October construction spending fell 1.2% versus a flat reading in the previous month. Economists thought spending would drop 1%.

Global economic news was pretty grim as well, with manufacturing surveys in Britain and the euro zone showing a steep slowdown. A reading on China's manufacturing survey was equally worrisome.

Asian markets ended in mixed territory and European markets tumbled in the afternoon.

Obama: The president-elect announced his national security team. As expected, Sen. Hillary Clinton, D-N.Y., was nominated Secretary of State and current Defense Secretary Robert Gates was asked to stay on. Retired Marine Gen. James Jones was nominated as national security adviser, Eric Holder was picked for Attorney General and Arizona Gov. Janet Napolitano was the choice for Secretary of Homeland Security. (Full story)

Retail sales: Shoppers came out in droves over the weekend, motivated by pent-up demand and deep discounts, but the surge is not expected to last.

Including "Black Friday," the day after Thanksgiving, shoppers spent $41 billion in the four-day holiday weekend, according to the National Retail Federation (NRF), an industry trade group. The average shopper spent $372.57, up 7.2% from a year ago.

However, overall 2008 holiday spending is expected to rise just 2.2% from a year ago, the smallest gain in six years.

Early predictions are for "Cyber Monday" online shopping sales to be pretty flat with a year ago.

Consumer spending drives two-thirds of economic growth, and the pullback has exacerbated the economic slowdown.

Automakers: GM (GM, Fortune 500) and Ford (F, Fortune 500) gained last week on growing bets that they, along with Chrysler, will receive a government bailout. But the stocks tumbled Monday in tune with the broader market.

The auto industry's first pitch to Congress was rebuffed, but there is increased speculation that its second pitch will be more successful.

The companies have until Tuesday to submit proposals for how they would use $25 billion in taxpayer money to make their companies "viable." The Senate Banking Committee is scheduled to host a hearing Thursday, while the House Financial Services Committee is holding a hearing Friday.

Other movers: Johnson & Johnson (JNJ, Fortune 500) said it will buy breast implant maker Mentor (MNT) for $1.07 billion, or $31 a share, nearly double the company's closing price from Friday.

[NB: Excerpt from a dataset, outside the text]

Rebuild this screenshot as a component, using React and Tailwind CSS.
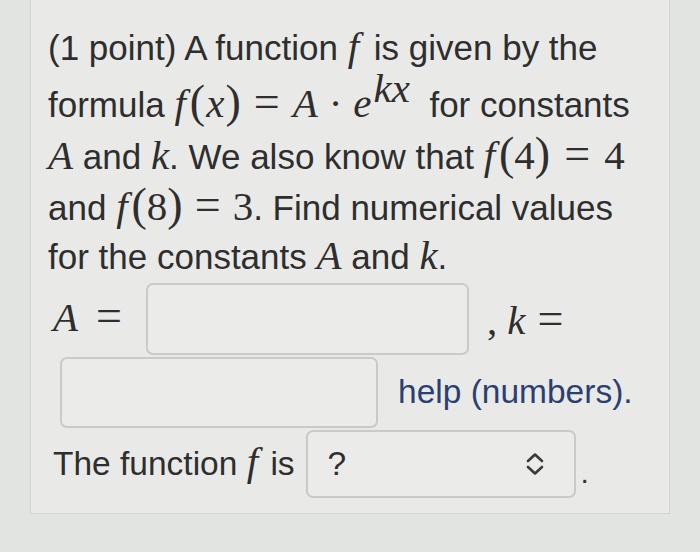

Dow stock J&J fell 3%, while Mentor gained 89%.

Market breadth was negative. On the New York Stock Exchange, losers beat winners by more than 9 to 1 on volume of 500 million shares. On the Nasdaq, decliners topped advancers by four to one on volume of 720 million shares.

Other markets: The dollar gained versus the euro but fell against the yen.

U.S. light crude oil for January delivery fell $4.39 to $50.04 a barrel on the New York Mercantile Exchange.

COMEX gold for February delivery fell $47 to $772 an ounce.

Gasoline prices continued the fall to nearly four-year lows, with prices down half a cent to a national average of $1.820 a gallon, according to a survey of credit-card swipes released Monday by motorist group AAA. Prices have been sliding for more than two months, losing over $2 a gallon or 53%.

Bonds: Treasury prices rallied, lowering the yield on the benchmark 10-year note to 2.82% from 2.92% Friday. Last month, the 2-year, 10-year and 30-year government bonds all hit their lowest levels since the Federal Reserve started keeping records in 1962.

The yield on the 3-month Treasury bill improved to 0.03% from 0.02% Friday, but still not far from 68-year lows of zero hit last month. The 3-month is seen as the safest place to put money in the short term. A low yield means wary investors would rather preserve cash despite earning little or no interest on it than risk the stock market.

Lending rates were mixed. The 3-month Libor rate held steady at 2.22%, unchanged from Friday, while overnight Libor fell to 1.09% from 1.16% Friday, according to Bloomberg. Libor is a key bank lending rate.